On the buying side, mortgage interest on your new home is generally deductible if you itemize, subject to the $750,000 acquisition debt limit for mortgages taken out after December 15, 2017. Bridge loan interest may also be deductible if the borrowed funds went toward buying your new primary residence and the loan is secured by a qualifying home. However, interest on a HELOC used for a down payment on a different property is not deductible, because the funds weren’t used to buy, build, or improve the home securing the HELOC.4Internal Revenue Service. Publication 936, Home Mortgage Interest Deduction

How Market Conditions Affect Your Strategy

In a buyer’s market with plenty of inventory and homes sitting for weeks, sellers don’t have the luxury of rejecting contingent offers.
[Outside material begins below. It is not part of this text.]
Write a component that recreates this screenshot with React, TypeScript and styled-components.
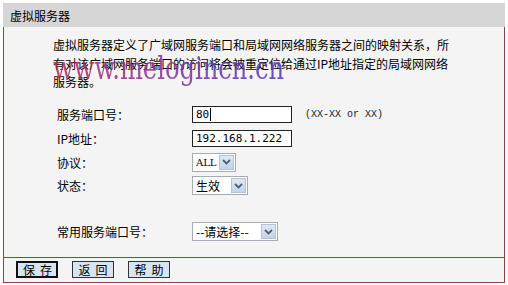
import React from "react";
import styled, { createGlobalStyle } from "styled-components";

const GlobalStyle = createGlobalStyle`
  body {
    margin: 0;
    background: #ffffff;
    font-family: "Noto Sans CJK SC", "DejaVu Sans", sans-serif;
    font-size: 12px;
    color: #000;
  }
`;

const Panel = styled.div`
  width: 502px;
  margin: 3px 0 0 3px;
  position: relative;
`;

const Header = styled.div`
  height: 24px;
  background: #d6d6d6;
  display: flex;
  align-items: center;
  padding-left: 7px;
  font-size: 12px;
`;

const Body = styled.div`
  border-left: 1px solid #8b4444;
  border-right: 1px solid #8b4444;
  background: #f4f4f4;
  padding: 9px 0 13px 49px;
`;

const Intro = styled.p`
  margin: 0;
  width: 402px;
  line-height: 18.5px;
  font-size: 12px;
`;

const Watermark = styled.div`
  position: absolute;
  left: 50px;
  top: 45px;
  font-family: "DejaVu Serif", serif;
  font-size: 31px;
  line-height: 40px;
  white-space: nowrap;
  transform: scaleX(0.78);
  transform-origin: left center;
  background: linear-gradient(90deg, #b02a5a 0%, #8a2f9a 45%, #4a35c0 100%);
  -webkit-background-clip: text;
  background-clip: text;
  color: transparent;
  opacity: 0.85;
  pointer-events: none;
`;

const Form = styled.div`
  margin-top: 11px;
  display: flex;
  flex-direction: column;
`;

const Row = styled.div<{ $h: number; $gapTop?: number }>`
  display: flex;
  align-items: center;
  height: ${(p) => p.$h}px;
  margin-top: ${(p) => p.$gapTop ?? 0}px;
`;

const Label = styled.div`
  width: 139px;
  padding-left: 4px;
  box-sizing: border-box;
`;

const TextInput = styled.div`
  width: 100px;
  height: 17px;
  box-sizing: border-box;
  border: 1px solid #222;
  background: #fff;
  font-family: "DejaVu Sans Mono", monospace;
  font-size: 11px;
  padding-left: 3px;
  display: flex;
  align-items: center;
`;

const Caret = styled.span`
  display: inline-block;
  width: 1px;
  height: 13px;
  background: #000;
  margin-left: 1px;
`;

const Hint = styled.span`
  margin-left: 13px;
  font-family: "Liberation Mono", monospace;
  font-size: 10px;
  color: #222;
`;

const Select = styled.div<{ $w: number }>`
  width: ${(p) => p.$w}px;
  height: 19px;
  box-sizing: border-box;
  border: 1px solid #a5acb5;
  background: #fff;
  display: flex;
  align-items: center;
  justify-content: space-between;
`;

const SelectText = styled.span<{ $serif?: boolean }>`
  padding-left: 3px;
  font-family: ${(p) =>
    p.$serif ? `"DejaVu Serif", serif` : `"Noto Sans CJK SC", sans-serif`};
  font-size: ${(p) => (p.$serif ? 10 : 12)}px;
`;

const ArrowBox = styled.span`
  width: 15px;
  height: 15px;
  margin-right: 1px;
  box-sizing: border-box;
  border: 1px solid #b3c2d6;
  background: linear-gradient(#dfe8f4, #c3d3e8);
  display: flex;
  align-items: center;
  justify-content: center;
`;

const Footer = styled.div`
  border: 1px solid #8b4444;
  background: #f4f4f4;
  height: 24px;
  display: flex;
  align-items: center;
  gap: 14px;
  padding-left: 12px;
`;

const Button = styled.button<{ $focus?: boolean }>`
  width: 42px;
  height: 17px;
  box-sizing: border-box;
  padding: 0 0 0 5px;
  white-space: nowrap;
  background: #d7e4f2;
  border: ${(p) => (p.$focus ? "2px solid #111" : "1px solid #333")};
  font-family: "Noto Sans CJK SC", sans-serif;
  font-size: 12px;
  letter-spacing: 5px;
  line-height: 13px;
  color: #000;
`;

const Arrow = () => (
  <svg width="9" height="6" viewBox="0 0 9 6">
    <path d="M1 1 L4.5 4.5 L8 1" fill="none" stroke="#4d5f7a" strokeWidth="1.8" />
  </svg>
);

const Dropdown: React.FC<{ w: number; text: string; serif?: boolean }> = ({ w, text, serif }) => (
  <Select $w={w}>
    <SelectText $serif={serif}>{text}</SelectText>
    <ArrowBox>
      <Arrow />
    </ArrowBox>
  </Select>
);

export default function App() {
  return (
    <>
      <GlobalStyle />
      <Panel>
        <Header>虚拟服务器</Header>
        <Body>
          <Intro>
            虚拟服务器定义了广域网服务端口和局域网网络服务器之间的映射关系，所有对该广域网服务端口的访问将会被重定位给通过IP地址指定的局域网网络服务器。
          </Intro>
          <Form>
            <Row $h={24}>
              <Label>服务端口号：</Label>
              <TextInput>
                80<Caret />
              </TextInput>
              <Hint>(XX-XX or XX)</Hint>
            </Row>
            <Row $h={24}>
              <Label>IP地址：</Label>
              <TextInput>192.168.1.222</TextInput>
            </Row>
            <Row $h={23}>
              <Label>协议：</Label>
              <Dropdown w={44} text="ALL" serif />
            </Row>
            <Row $h={24}>
              <Label>状态：</Label>
              <Dropdown w={56} text="生效" />
            </Row>
            <Row $h={24} $gapTop={22}>
              <Label>常用服务端口号：</Label>
              <Dropdown w={86} text="--请选择--" />
            </Row>
          </Form>
        </Body>
        <Footer>
          <Button $focus>保存</Button>
          <Button>返回</Button>
          <Button>帮助</Button>
        </Footer>
        <Watermark>www.melogincn.cn</Watermark>
      </Panel>
    </>
  );
}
If you’re one of two interested parties and the home has been listed for 45 days, a contingent offer with a reasonable timeline has a real chance of acceptance. This is where the contingency route makes the most financial sense, because you avoid the cost of bridge financing entirely.

In a seller’s market with multiple offers, contingent offers are almost always the first to get cut. Sellers will take a lower non-contingent offer over a higher contingent one, because certainty of closing is worth more than a few extra thousand dollars. If you’re buying in a competitive market and your home isn’t under contract yet, you probably need to pursue bridge financing or a buy-before-you-sell program to make a viable offer. The cost of that financing is essentially the price of admission.

The middle ground most buyers land in is a moderately competitive market where contingent offers are possible but not ideal. In these conditions, the settlement contingency combined with a kick-out clause is the standard compromise. Get your home under contract first, then make your offer with the settlement contingency. The seller gets reasonable assurance that the deal will close, and you avoid paying for bridge financing unless the kick-out clause forces your hand.